Winning the CHL's Presidents Cup in his first season with the club was only the beginning. Weselowski followed that up with such accolades as the CHL’s Defenseman of the Year and Man of the Year for his efforts on and off the ice, winning both awards in 2011-12.

Even with his initial hesitations, the Pilot Mound, Manitoba native was quick to embrace the community, and vice versa.

“It starts with probably where I was brought up,” he said. 

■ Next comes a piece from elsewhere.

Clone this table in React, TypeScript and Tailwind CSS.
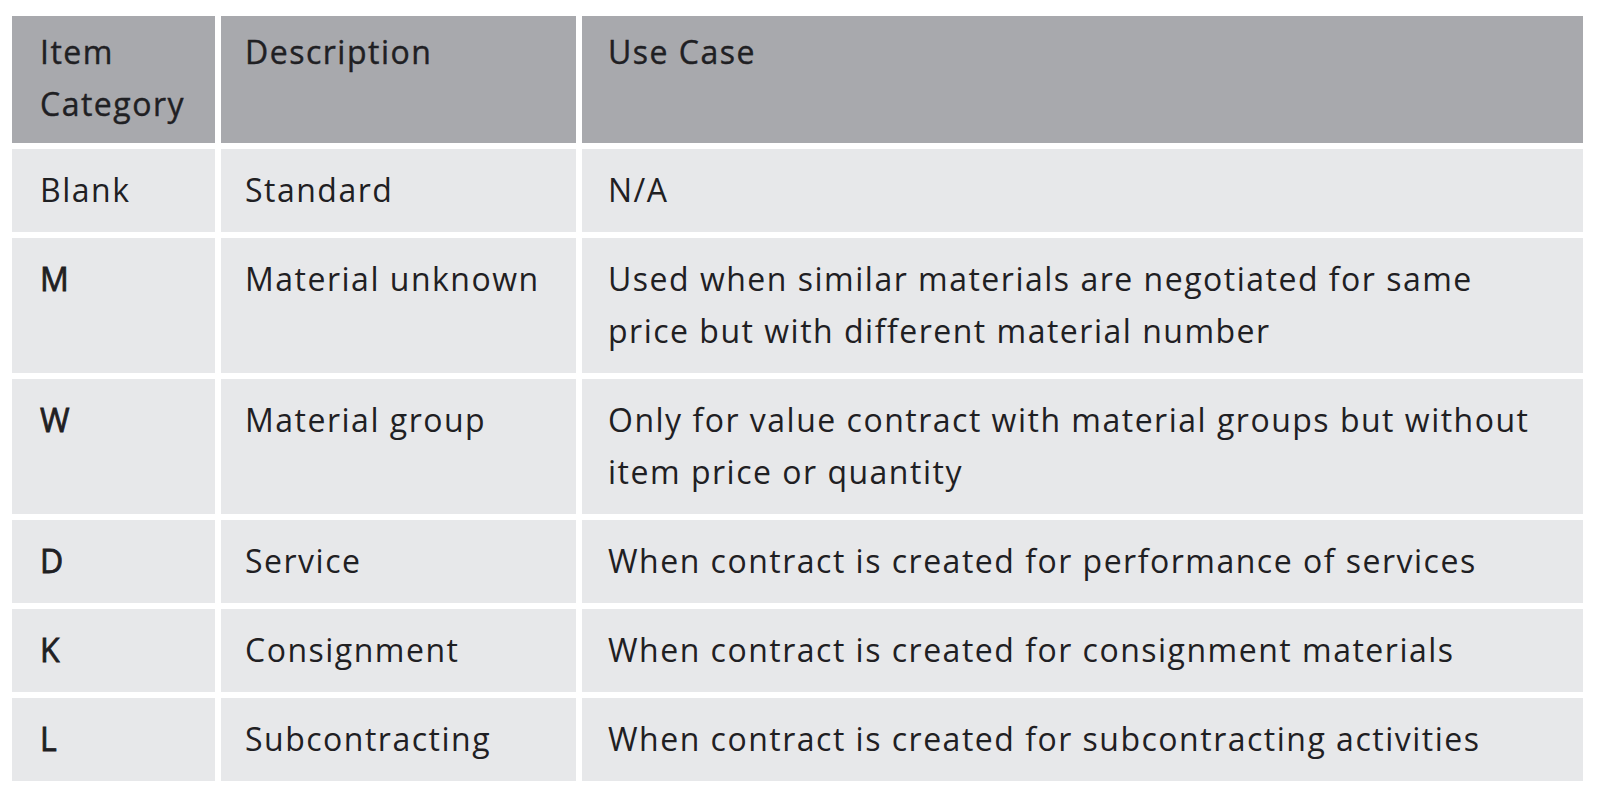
const rows: [string, string, string][] = [
  ["Blank", "Standard", "N/A"],
  ["M", "Material unknown", "Used when similar materials are negotiated for same price but with different material number"],
  ["W", "Material group", "Only for value contract with material groups but without item price or quantity"],
  ["D", "Service", "When contract is created for performance of services"],
  ["K", "Consignment", "When contract is created for consignment materials"],
  ["L", "Subcontracting", "When contract is created for subcontracting activities"],
];

export default function App() {
  return (
    <div className="min-h-screen bg-white pl-[12px] pt-[16px] font-['Open_Sans',sans-serif] text-[32px] leading-[52px] tracking-[1.5px] text-[#1f2023]">
      <div className="grid w-[1571px] grid-cols-[203px_355px_1fr] gap-x-[6px] gap-y-[6px]">
        <div className="bg-[#a8a9ad] pl-[28px] pt-[10px] pb-[13px] [-webkit-text-stroke:0.4px_currentColor]">Item Category</div>
        <div className="bg-[#a8a9ad] pl-[24px] pt-[10px] pb-[13px] [-webkit-text-stroke:0.4px_currentColor]">Description</div>
        <div className="bg-[#a8a9ad] pl-[26px] pt-[10px] pb-[13px] [-webkit-text-stroke:0.4px_currentColor]">Use Case</div>
        {rows.map(([code, desc, use]) => (
          <div key={code} className="contents">
            <div className={`bg-[#e7e8ea] pl-[28px] pt-[15px] pb-[16px] ${code === "Blank" ? "" : "[-webkit-text-stroke:0.8px_currentColor]"}`}>
              {code}
            </div>
            <div className="bg-[#e7e8ea] pl-[24px] pt-[15px] pb-[16px]">{desc}</div>
            <div className="bg-[#e7e8ea] pl-[26px] pr-[24px] pt-[15px] pb-[16px]">{use}</div>
          </div>
        ))}
      </div>
    </div>
  );
}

“I was brought up in a very small town, a small community with a population of about 650 people, and when you talk about a community in Manitoba that size, that’s a total community. Everybody knows everybody, and everybody roots for each other and works together. That’s all I’d ever really known throughout my life, even when I went to college, that was a step up in size, but Bemidji, Minnesota is another somewhat small community.

“In terms of Rapid City, when I got here, that’s all I’d known, becoming part of the community. Some of the early summers when I stayed here, as great as the winters were and the support we had as a hockey team with the success that we had, the people that I got to know in the summertime on a deeper level, the families that became families of mine, it really started to feel like home.”

Weselowski estimates that a good part of that Pilot Mound community will be attending on Saturday, as will many of the kids he helped coach both back home and in Rapid City along the way. One of his requests for the ceremony was that those kids get to be on the ice for the banner raising.

It still took a while to get to that point, of course.

Once the CHL ceased operations after 2014 and the ECHL accepted their remaining seven teams, Weselowski got his initial wish–getting the best of both worlds by playing in Rapid City and in the ECHL. He played his final seven seasons in the “E,” including four with the Rush as well as stays with the Cincinnati Cyclones, Florida Everblades and Wichita Thunder, before ultimately calling it a career last year to move on to his next chapter in coaching.

Having spent the last six seasons of his career in a player/coach role, it’s been a natural transition for Weselowski, who retired as the Rush’s franchise leader in games played, points by a defenseman and penalty minutes. In all, Weselowski appeared in 720 professional games in his career between the CHL and ECHL.

“I’m very much at peace with how my career ended, and part of that is just because of the energy that I have to coach,” said the 37-year-old, who started to transition into a full-time coaching role in 2020-21 with Wichita.

“I loved to play, don’t get me wrong. I absolutely loved to play. There’s no better job to me at that time in the world than playing hockey, but I love coaching more than I loved playing. I love now trying to further other guys’ careers and be somebody that can maybe move the needle to help somebody else. As fun as that was when it’s your own career and you can have an impact on it, when you can have an impact on 25 other guys' careers and can be a part of something on that side of it, it’s pretty incredible.” 

In a unique twist to Saturday's ceremony, minutes after his number ascends to the rafters, Weselowski will position himself on the opposing team's bench as his Mavericks look to secure two points in an important early-season matchup against the team he spent so much of his playing career with.

Now, in the second act of his hockey life, Weselowski couldn't help but take one more opportunity to reflect on a storied playing career that’s officially coming to a close with the highest honor a team can bestow.

“Just thinking about it, it’s emotional, because of everything that went into it and all the people that went into it,” he said, expressing gratitude for those in the organization who made the night possible. 

“I lost my best friend in a snowmobile accident, [2010 Presidents Cup-winning teammate] Blaine Jarvis, and now the Rush have a ‘Heart and Soul Award’ named after him, so you think about memories from the early years.

"I think about my family a lot, I think about the sacrifices that other people made for that jersey to go up there. Anybody that’s not in hockey maybe doesn’t realize how selfish of a career it is and it has to be for you to be successful at it. The sacrifices my parents made all along the way, to see the look in my son’s eyes–he’s four-and-a-half now–when dad’s out there doing his thing, and my wife Kelly, the sacrifices she’s made along the way.